Out: one 1080x1920 mp4. Audio copied from input. Duration preserved. Side artifact <out>.fillplan.json records per-shot crop boxes.
Idempotent: if out is newer than input, exits as a cache hit.

How it works

ffprobe for source w/h/fps/duration.
Scene-cut detect via ffmpeg select=gt(scene,thresh) on a downscaled decode → shot list.
Per shot: sample samples frames, run MediaPipe FaceLandmarker (full lip mesh).
- Link faces across frames by center proximity → tracks.
- Speaker = track with max mouth-openness variance. No measurable lip motion → biggest + most-central face. Single face → trivial.
- Crop box: chosen face ~`face_fracof frame height, eyeline on the upper third, centered on the face, clamped to source bounds, capped atmax_zoom`.
- No face → OpenCV StaticSaliencyFineGrained; crop toward the saliency centroid, cover-zoom only (no artificial upscale).
Render each shot (cut → crop → scale → 1080x1920, video only), concat-demuxer join, stream-copy the original audio over the whole clip.
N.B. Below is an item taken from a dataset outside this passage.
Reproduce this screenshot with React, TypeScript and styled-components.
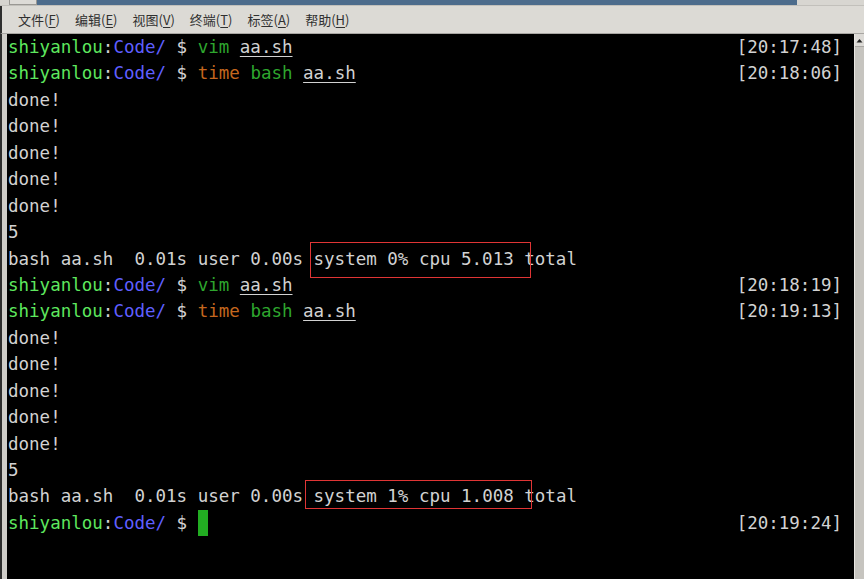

Encodes via _lib/encode.sh (respects its VideoToolbox/thread caps — the CPU-brick fix from shorts-xv5).

Tunables

arg	default	meaning
`target`	1080x1920	output WxH
`face_frac`	0.45	target face height as fraction of frame
`max_zoom`	2.0	max upscale; past it, accept a smaller-but-sharp face
`scene_thresh`	0.4	ffmpeg scene-change sensitivity (lower = more cuts)
`samples`	5	frames sampled per shot for detection (K-frame cap, never per-frame)

Deps

mediapipe, opencv-contrib-python, numpy (python3). FaceLandmarker model bundled at models/face_landmarker.task.

Out of scope

Continuous/tracking pan, split-screen, audio diarization, blur bars/letterbox, slide-specific handling. Other skills own segment selection, captions, titles, CTA, music.